Two Chicago Schools, and the Battle for America's Future

COMMENTARY Budget and Spending

Two Chicago Schools, and the Battle for America's Future

Sep 22, 2010 2 min read
COMMENTARY BY

Former Research Fellow For Economic Freedom and Growth

James M. Roberts' primary responsibility was to edit the Rule of Law and Monetary Freedom sections of Index of Economic Freedom.

In the early days of college football, the University of Chicago was a powerhouse. The school no longer competes at a high level on the gridiron, but it remains a force in the battle of economic ideas. This fall, while other universities pursue a national pigskin championship, the free-market "Chicago Boys" will face off against that "progressive" economic team from City Hall - the "Cronies."

The University of Chicago boasts a long tradition of award-winning economists such as George Stigler, Freidrich Hayek and Milton Friedman. These scholars proved that individual freedom and prosperity could be expanded by reducing regulatory obstacles and trimming government bureaucracy.

The principles they expounded worked here and overseas. Free-market economics in the 1970s, for example, helped Chile become the only developed country in South America.

But City Hall celebrates a much different tradition. Guided by father-son Mayors Richard Daley's, the Cronies play a top-down, grind-them-down economic game. Their approach features plenty of heavy hitting and a lot of sneaks. On game days, the Cronies prefer that the referees come exclusively from their bench.

It may sound smart, but it's not a winning strategy. It's essentially the same game plan followed by other losing teams, from Russia's notorious Oligarchs to Venezuela's Shoutin' Chavistas. No surprise, then, that since the Cronies moved up to D.C.'s division 1 level, the strategy has failed miserably.

The Cronies began last season with great promise. Led by their rookie sensation Barack Obama and veteran players such as Senate Majority Leader Harry Reid and House Speaker Pelosi, they won legislative scrimmage after legislative scrimmage. Following Coach John Maynard Keynes' old playbook, they rapidly pushed tons of "stimulus" money down the field, raising hopes of creating or even just saving jobs. But they never scored an economic recovery.

This year, the team's prospects have dimmed. It has spent the offseason telling people that its playbook is a winner and it's the market that's not working. But the fans don't seem to be buying it. Instead of getting angry at the capitalist system, fans seem to be blaming the Cronies' botched play-calling.

Of course, government-dominated economic systems never produce success - they just punish it.
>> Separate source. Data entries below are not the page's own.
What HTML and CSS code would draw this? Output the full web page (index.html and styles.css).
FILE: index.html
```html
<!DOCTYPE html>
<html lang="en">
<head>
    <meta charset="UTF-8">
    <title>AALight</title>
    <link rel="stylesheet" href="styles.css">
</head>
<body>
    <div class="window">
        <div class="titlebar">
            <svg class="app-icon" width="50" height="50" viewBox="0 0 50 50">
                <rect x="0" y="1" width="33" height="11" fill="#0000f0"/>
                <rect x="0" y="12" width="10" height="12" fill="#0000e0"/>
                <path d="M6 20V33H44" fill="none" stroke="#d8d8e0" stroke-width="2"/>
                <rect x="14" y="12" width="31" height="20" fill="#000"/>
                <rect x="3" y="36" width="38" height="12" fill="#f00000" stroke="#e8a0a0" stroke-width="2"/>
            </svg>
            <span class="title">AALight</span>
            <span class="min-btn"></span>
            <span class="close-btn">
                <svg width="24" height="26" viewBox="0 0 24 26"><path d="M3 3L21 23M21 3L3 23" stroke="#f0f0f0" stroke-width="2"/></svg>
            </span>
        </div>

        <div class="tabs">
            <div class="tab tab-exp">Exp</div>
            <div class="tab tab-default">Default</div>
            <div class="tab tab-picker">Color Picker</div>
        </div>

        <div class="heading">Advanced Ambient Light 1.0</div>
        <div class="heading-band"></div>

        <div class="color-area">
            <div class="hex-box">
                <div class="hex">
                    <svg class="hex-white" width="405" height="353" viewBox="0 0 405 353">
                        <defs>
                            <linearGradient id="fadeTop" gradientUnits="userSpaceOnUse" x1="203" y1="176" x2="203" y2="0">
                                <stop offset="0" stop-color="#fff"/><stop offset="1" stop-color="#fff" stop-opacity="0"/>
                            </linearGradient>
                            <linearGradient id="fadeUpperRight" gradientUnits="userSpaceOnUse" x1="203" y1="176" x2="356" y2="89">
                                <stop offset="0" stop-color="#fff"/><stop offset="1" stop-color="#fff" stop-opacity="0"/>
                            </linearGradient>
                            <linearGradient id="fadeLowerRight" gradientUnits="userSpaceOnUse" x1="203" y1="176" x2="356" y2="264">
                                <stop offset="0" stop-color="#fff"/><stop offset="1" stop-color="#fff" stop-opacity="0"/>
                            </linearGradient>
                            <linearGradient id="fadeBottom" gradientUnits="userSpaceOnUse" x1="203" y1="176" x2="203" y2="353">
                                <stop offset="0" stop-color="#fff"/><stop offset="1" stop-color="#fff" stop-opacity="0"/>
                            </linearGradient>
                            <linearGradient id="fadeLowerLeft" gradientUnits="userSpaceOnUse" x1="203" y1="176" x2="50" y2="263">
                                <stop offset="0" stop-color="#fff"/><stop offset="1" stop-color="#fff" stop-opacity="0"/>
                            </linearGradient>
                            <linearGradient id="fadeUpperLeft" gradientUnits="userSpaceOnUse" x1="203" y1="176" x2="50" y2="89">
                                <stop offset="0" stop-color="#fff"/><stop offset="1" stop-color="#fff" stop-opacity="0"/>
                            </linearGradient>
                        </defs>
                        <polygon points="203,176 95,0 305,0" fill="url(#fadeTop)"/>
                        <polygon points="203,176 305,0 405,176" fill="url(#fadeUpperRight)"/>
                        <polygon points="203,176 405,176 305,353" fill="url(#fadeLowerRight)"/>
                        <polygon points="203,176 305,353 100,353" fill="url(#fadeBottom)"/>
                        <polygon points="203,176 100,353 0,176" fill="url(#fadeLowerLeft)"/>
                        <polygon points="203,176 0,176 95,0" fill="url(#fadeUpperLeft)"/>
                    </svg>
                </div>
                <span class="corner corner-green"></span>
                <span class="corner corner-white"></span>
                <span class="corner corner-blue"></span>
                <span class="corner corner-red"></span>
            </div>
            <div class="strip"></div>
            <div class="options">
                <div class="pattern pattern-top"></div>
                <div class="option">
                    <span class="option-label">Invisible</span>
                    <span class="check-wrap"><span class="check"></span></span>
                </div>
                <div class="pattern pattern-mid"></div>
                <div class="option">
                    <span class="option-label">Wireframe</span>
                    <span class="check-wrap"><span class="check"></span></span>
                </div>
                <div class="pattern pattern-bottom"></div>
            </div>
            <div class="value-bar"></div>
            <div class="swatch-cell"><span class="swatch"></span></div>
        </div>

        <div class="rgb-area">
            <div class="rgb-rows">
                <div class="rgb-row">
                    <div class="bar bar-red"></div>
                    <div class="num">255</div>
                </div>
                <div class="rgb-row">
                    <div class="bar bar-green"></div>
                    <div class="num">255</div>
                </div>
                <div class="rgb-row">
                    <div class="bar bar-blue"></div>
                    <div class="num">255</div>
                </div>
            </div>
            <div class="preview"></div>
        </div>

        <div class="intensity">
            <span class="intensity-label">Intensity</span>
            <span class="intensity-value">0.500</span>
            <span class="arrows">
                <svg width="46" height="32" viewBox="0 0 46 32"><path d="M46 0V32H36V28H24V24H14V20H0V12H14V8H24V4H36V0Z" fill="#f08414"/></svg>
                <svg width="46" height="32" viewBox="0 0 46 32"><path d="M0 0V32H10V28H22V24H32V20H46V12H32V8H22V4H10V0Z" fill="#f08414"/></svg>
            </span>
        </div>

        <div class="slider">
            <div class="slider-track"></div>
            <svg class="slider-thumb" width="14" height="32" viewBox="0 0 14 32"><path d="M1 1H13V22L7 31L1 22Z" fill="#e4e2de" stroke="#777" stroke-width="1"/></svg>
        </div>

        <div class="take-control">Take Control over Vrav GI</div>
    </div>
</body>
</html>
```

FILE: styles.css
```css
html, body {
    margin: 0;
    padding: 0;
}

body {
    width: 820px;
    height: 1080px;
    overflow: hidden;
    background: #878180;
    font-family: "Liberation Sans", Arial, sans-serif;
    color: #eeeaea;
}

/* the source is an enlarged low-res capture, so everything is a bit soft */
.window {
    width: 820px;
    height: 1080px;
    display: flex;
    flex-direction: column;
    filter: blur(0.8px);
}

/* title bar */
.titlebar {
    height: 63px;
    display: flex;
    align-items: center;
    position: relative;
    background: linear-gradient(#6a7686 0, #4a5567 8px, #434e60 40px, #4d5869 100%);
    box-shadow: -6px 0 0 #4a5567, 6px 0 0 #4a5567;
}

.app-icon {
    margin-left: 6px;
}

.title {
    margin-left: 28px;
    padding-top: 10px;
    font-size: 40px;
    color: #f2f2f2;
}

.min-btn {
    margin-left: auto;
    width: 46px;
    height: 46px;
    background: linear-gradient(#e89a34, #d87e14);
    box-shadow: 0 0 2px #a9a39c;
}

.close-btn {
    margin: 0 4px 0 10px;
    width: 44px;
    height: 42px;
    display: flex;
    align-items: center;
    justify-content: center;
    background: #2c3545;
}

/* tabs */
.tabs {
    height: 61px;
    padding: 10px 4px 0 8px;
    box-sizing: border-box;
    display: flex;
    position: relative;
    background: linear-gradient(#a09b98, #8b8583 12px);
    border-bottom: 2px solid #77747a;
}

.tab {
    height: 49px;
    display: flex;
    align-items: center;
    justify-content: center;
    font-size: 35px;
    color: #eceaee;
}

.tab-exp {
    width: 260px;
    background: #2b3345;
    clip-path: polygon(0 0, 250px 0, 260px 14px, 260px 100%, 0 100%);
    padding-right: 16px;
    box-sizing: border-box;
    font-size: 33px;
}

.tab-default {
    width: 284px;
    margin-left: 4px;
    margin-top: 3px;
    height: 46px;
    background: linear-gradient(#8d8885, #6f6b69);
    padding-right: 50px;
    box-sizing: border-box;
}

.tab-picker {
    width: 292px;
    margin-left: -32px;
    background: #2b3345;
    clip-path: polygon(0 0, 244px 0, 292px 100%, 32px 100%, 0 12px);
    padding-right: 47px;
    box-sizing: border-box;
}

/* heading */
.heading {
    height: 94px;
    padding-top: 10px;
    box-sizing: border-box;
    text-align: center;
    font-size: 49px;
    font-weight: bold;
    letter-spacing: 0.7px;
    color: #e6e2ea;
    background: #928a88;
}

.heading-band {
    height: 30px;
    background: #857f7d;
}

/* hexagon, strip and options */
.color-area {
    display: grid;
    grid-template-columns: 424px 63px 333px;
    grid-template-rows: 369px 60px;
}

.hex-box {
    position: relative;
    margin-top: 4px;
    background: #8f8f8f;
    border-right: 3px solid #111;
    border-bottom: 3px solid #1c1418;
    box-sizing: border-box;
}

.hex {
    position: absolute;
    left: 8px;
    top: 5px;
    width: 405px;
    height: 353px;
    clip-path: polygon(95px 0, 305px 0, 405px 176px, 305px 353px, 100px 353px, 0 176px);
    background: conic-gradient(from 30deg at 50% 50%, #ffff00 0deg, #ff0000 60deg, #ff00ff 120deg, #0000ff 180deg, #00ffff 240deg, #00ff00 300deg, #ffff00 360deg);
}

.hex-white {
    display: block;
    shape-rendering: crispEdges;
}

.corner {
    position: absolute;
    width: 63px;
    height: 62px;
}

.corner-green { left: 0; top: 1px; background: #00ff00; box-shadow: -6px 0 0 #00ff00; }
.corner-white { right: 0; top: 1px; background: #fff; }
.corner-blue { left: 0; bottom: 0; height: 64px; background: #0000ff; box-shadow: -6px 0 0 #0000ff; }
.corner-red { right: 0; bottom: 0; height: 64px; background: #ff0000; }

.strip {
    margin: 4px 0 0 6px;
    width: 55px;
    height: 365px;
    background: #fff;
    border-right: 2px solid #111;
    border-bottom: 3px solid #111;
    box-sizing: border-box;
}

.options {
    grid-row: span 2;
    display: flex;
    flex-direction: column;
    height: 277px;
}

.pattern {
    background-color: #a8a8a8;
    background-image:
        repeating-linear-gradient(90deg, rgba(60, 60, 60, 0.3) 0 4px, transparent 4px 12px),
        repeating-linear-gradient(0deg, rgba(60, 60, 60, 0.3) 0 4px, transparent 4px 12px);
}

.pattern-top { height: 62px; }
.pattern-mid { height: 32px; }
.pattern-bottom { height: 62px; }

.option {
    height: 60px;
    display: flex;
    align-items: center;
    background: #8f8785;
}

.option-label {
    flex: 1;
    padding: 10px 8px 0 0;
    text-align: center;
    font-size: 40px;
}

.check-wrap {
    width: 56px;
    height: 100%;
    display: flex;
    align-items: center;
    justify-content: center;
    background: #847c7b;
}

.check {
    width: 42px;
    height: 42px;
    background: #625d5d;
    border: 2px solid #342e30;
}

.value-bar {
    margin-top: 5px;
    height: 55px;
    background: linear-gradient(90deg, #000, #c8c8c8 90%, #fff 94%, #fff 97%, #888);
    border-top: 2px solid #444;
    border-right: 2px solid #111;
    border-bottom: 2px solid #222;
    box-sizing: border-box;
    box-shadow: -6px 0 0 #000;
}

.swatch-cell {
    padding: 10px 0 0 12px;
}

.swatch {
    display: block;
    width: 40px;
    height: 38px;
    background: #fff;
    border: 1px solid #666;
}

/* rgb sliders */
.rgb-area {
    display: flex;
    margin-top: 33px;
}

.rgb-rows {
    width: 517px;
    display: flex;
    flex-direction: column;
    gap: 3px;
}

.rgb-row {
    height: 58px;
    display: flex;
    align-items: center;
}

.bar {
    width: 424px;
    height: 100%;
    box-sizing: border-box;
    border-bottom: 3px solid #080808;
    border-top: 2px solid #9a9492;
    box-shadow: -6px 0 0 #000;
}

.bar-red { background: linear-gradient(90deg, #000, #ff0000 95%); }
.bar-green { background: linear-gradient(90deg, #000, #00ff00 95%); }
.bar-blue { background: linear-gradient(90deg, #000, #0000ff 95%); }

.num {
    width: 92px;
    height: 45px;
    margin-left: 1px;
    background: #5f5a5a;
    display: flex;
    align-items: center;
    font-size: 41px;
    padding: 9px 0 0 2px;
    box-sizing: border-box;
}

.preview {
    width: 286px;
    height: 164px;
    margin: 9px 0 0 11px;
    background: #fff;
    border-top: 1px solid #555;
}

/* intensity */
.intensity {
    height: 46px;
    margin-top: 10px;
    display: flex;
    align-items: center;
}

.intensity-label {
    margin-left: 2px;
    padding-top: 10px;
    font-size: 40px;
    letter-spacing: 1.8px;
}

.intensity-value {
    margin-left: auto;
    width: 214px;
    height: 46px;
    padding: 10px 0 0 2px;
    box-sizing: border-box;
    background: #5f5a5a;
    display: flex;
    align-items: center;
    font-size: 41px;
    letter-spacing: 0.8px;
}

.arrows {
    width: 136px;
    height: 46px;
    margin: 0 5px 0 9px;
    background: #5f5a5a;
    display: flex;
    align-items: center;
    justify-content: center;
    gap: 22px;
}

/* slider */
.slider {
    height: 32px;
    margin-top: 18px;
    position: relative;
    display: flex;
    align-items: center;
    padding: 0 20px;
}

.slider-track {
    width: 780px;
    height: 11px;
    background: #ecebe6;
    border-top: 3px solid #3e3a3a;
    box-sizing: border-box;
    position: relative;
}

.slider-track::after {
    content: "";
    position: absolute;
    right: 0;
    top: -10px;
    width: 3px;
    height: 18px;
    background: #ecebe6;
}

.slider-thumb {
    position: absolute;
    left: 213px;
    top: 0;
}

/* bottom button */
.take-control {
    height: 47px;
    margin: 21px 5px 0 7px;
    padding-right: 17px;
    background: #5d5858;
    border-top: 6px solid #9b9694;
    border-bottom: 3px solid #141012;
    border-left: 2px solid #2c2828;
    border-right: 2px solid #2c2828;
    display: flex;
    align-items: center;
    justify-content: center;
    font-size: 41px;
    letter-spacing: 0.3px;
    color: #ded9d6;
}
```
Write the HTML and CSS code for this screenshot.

In many parts of the globe, aspiring entrepreneurs, who are willing to work hard and are full of ideas and energy, go up against a stacked deck because they lack political or family connections. Bureaucrats enjoy monopoly power, dictate pricing and conditions of service, and often become extravagantly rich while holding down millions of their countrymen.

To get ahead based on sheer merit and hard work, entrepreneurs need rules of the game that maintain nondiscriminatory markets, allocate credit impartially and allow individuals to reap - and keep - the rewards of their labor. That is the playbook for economic success developed by the Chicago Boys.

The fans are catching on. Government intrusions into the private sector as a partner, financier or outright owner are morally hazardous and toxic to economic freedom. Such special-interest arrangements directly contradict the principles of freedom, incentives and opportunity detailed in the Heritage Foundation's Index of Economic Freedom.

When the collective decisions of the marketplace are overridden by government regulations, price-setting or even direct control or state ownership of natural resources by a burdensomely expensive and meddlesome bureaucracy, then "the system" is something quite distinct from free-market capitalism. At that point, it acts as the enemy of the common citizen.

In the past two years, policymakers have expanded government's role in the U.S. economy through serial stimulus packages, "cash for clunkers," automaker bailouts and other mega-spending programs that favor special-interest groups with strong political connections to federal power brokers.

Such favoritism is the very definition of cronyism - a form of deviant economic behavior that sucks the fairness, competition and vitality out of capitalist systems everywhere.

Unchecked, the Cronies could undermine growth and destroy confidence in the U.S. economic system. It's time to push back and restore the evenhandedness and fairness of government expenditures, while rolling back special-interest funding.

America's economic future is in play. Who will win? The "fans" will soon decide. 

James M. Roberts is research fellow for economic freedom and growth in the Center for International Trade and Economics at the Heritage Foundation.